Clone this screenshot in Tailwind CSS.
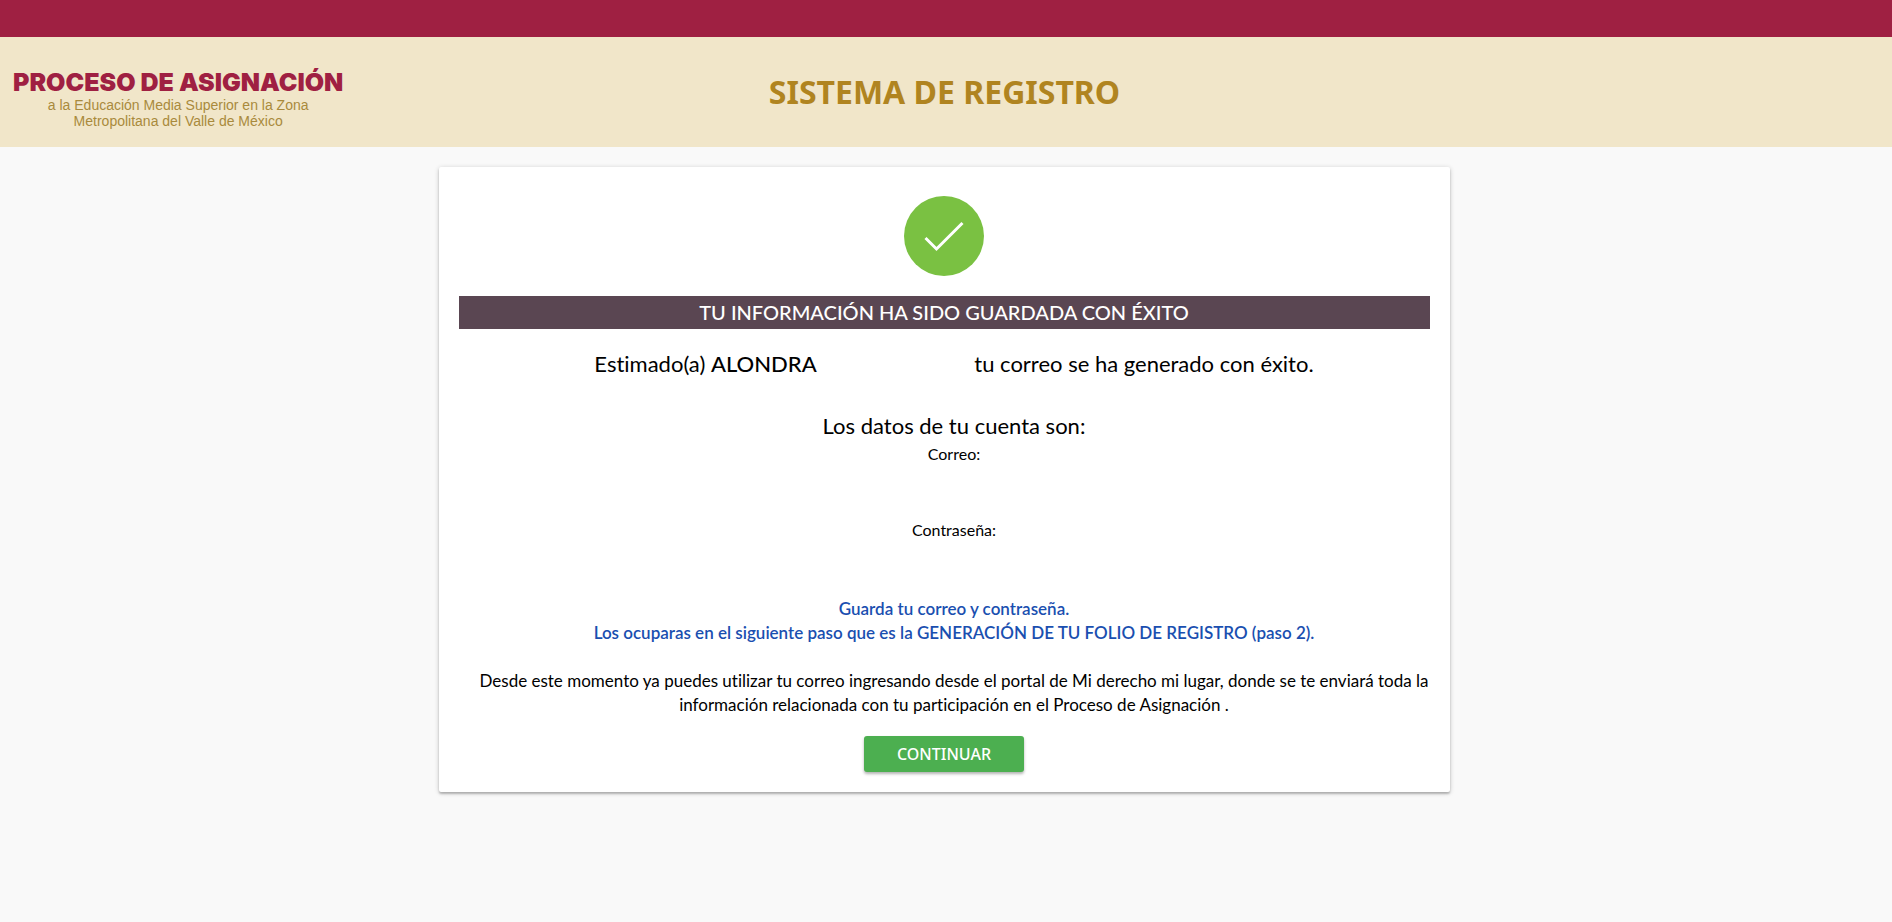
<!DOCTYPE html>
<html lang="es">
<head>
    <meta charset="UTF-8">
    <meta name="viewport" content="width=device-width, initial-scale=1.0">
    <title>Sistema de Registro</title>
    <script src="https://cdn.jsdelivr.net/npm/@tailwindcss/browser@4"></script>
</head>
<body class="min-h-screen bg-[#f9f9f9] font-['Lato',sans-serif] [font-variant-ligatures:none] text-black">

    <!-- Top bar -->
    <div class="h-[37px] bg-[#9f2042]"></div>

    <!-- Header -->
    <header class="grid grid-cols-[1fr_auto_1fr] items-center h-[110px] pl-[13px] pr-4 bg-[#f1e6c9]">
        <div class="justify-self-start pt-3 text-center font-['Liberation_Sans',sans-serif]">
            <p class="text-[25px] leading-7 font-black font-['Inter',sans-serif] text-[#9f2042]">PROCESO DE ASIGNACIÓN</p>
            <p class="pt-px text-sm leading-4 text-[#a98a3c]">a la Educación Media Superior en la Zona<br>Metropolitana del Valle de México</p>
        </div>
        <h1 class="text-[32px] leading-10 font-bold font-['Noto_Sans',sans-serif] text-[#b08420]">SISTEMA DE REGISTRO</h1>
    </header>

    <!-- Confirmation card -->
    <div class="pr-1 pt-5">
        <main class="w-full max-w-[1011px] mx-auto px-5 pt-[29px] pb-5 bg-white rounded-xs shadow-[0_2px_2px_rgba(0,0,0,0.2),0_1px_5px_rgba(0,0,0,0.2)]">
            <svg class="block mx-auto size-20" viewBox="0 0 80 80" fill="none" aria-hidden="true">
                <circle cx="40" cy="40" r="40" fill="#7ac142"/>
                <path d="M21.500 42L32.500 53L58.500 27" stroke="#fff" stroke-width="3"/>
            </svg>

            <h2 class="mt-5 h-[33px] bg-[#5a4652] text-center text-xl leading-[33px] font-medium text-white">TU INFORMACIÓN HA SIDO GUARDADA CON ÉXITO</h2>

            <div class="pl-5 text-center">
                <p class="mt-[19px] text-[22px] leading-8">Estimado(a) <span class="font-medium">ALONDRA</span><span class="inline-block w-[152px]"></span> tu correo se ha generado con éxito.</p>
                <p class="mt-[30px] text-[22px] leading-8">Los datos de tu cuenta son:</p>
                <p class="text-base leading-6">Correo:</p>
                <p class="mt-[52px] text-base leading-6">Contraseña:</p>

                <p class="mt-[55px] text-[17px] leading-6 font-semibold text-[#1a4fb0]">Guarda tu correo y contraseña.<br>Los ocuparas en el siguiente paso que es la GENERACIÓN DE TU FOLIO DE REGISTRO (paso 2).</p>
                <p class="mt-6 text-[17px] leading-6">Desde este momento ya puedes utilizar tu correo ingresando desde el portal de Mi derecho mi lugar, donde se te enviará toda la información relacionada con tu participación en el Proceso de Asignación .</p>
            </div>

            <button type="button" class="block mx-auto mt-[19px] h-9 px-[33px] rounded-[3px] bg-[#4caf50] text-base font-medium font-['Noto_Sans',sans-serif] text-white shadow-[0_2px_3px_rgba(0,0,0,0.3)]">CONTINUAR</button>
        </main>
    </div>

</body>
</html>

**EXERCISE:** Write out the full set of lines verbatim, without the pictures.

**EXERCISE RESULT:**
Clone this screenshot in Tailwind CSS.
<!DOCTYPE html>
<html lang="es">
<head>
    <meta charset="UTF-8">
    <meta name="viewport" content="width=device-width, initial-scale=1.0">
    <title>Sistema de Registro</title>
    <script src="https://cdn.jsdelivr.net/npm/@tailwindcss/browser@4"></script>
</head>
<body class="min-h-screen bg-[#f9f9f9] font-['Lato',sans-serif] [font-variant-ligatures:none] text-black">

    <!-- Top bar -->
    <div class="h-[37px] bg-[#9f2042]"></div>

    <!-- Header -->
    <header class="grid grid-cols-[1fr_auto_1fr] items-center h-[110px] pl-[13px] pr-4 bg-[#f1e6c9]">
        <div class="justify-self-start pt-3 text-center font-['Liberation_Sans',sans-serif]">
            <p class="text-[25px] leading-7 font-black font-['Inter',sans-serif] text-[#9f2042]">PROCESO DE ASIGNACIÓN</p>
            <p class="pt-px text-sm leading-4 text-[#a98a3c]">a la Educación Media Superior en la Zona<br>Metropolitana del Valle de México</p>
        </div>
        <h1 class="text-[32px] leading-10 font-bold font-['Noto_Sans',sans-serif] text-[#b08420]">SISTEMA DE REGISTRO</h1>
    </header>

    <!-- Confirmation card -->
    <div class="pr-1 pt-5">
        <main class="w-full max-w-[1011px] mx-auto px-5 pt-[29px] pb-5 bg-white rounded-xs shadow-[0_2px_2px_rgba(0,0,0,0.2),0_1px_5px_rgba(0,0,0,0.2)]">
            <svg class="block mx-auto size-20" viewBox="0 0 80 80" fill="none" aria-hidden="true">
                <circle cx="40" cy="40" r="40" fill="#7ac142"/>
                <path d="M21.500 42L32.500 53L58.500 27" stroke="#fff" stroke-width="3"/>
            </svg>

            <h2 class="mt-5 h-[33px] bg-[#5a4652] text-center text-xl leading-[33px] font-medium text-white">TU INFORMACIÓN HA SIDO GUARDADA CON ÉXITO</h2>

            <div class="pl-5 text-center">
                <p class="mt-[19px] text-[22px] leading-8">Estimado(a) <span class="font-medium">ALONDRA</span><span class="inline-block w-[152px]"></span> tu correo se ha generado con éxito.</p>
                <p class="mt-[30px] text-[22px] leading-8">Los datos de tu cuenta son:</p>
                <p class="text-base leading-6">Correo:</p>
                <p class="mt-[52px] text-base leading-6">Contraseña:</p>

                <p class="mt-[55px] text-[17px] leading-6 font-semibold text-[#1a4fb0]">Guarda tu correo y contraseña.<br>Los ocuparas en el siguiente paso que es la GENERACIÓN DE TU FOLIO DE REGISTRO (paso 2).</p>
                <p class="mt-6 text-[17px] leading-6">Desde este momento ya puedes utilizar tu correo ingresando desde el portal de Mi derecho mi lugar, donde se te enviará toda la información relacionada con tu participación en el Proceso de Asignación .</p>
            </div>

            <button type="button" class="block mx-auto mt-[19px] h-9 px-[33px] rounded-[3px] bg-[#4caf50] text-base font-medium font-['Noto_Sans',sans-serif] text-white shadow-[0_2px_3px_rgba(0,0,0,0.3)]">CONTINUAR</button>
        </main>
    </div>

</body>
</html>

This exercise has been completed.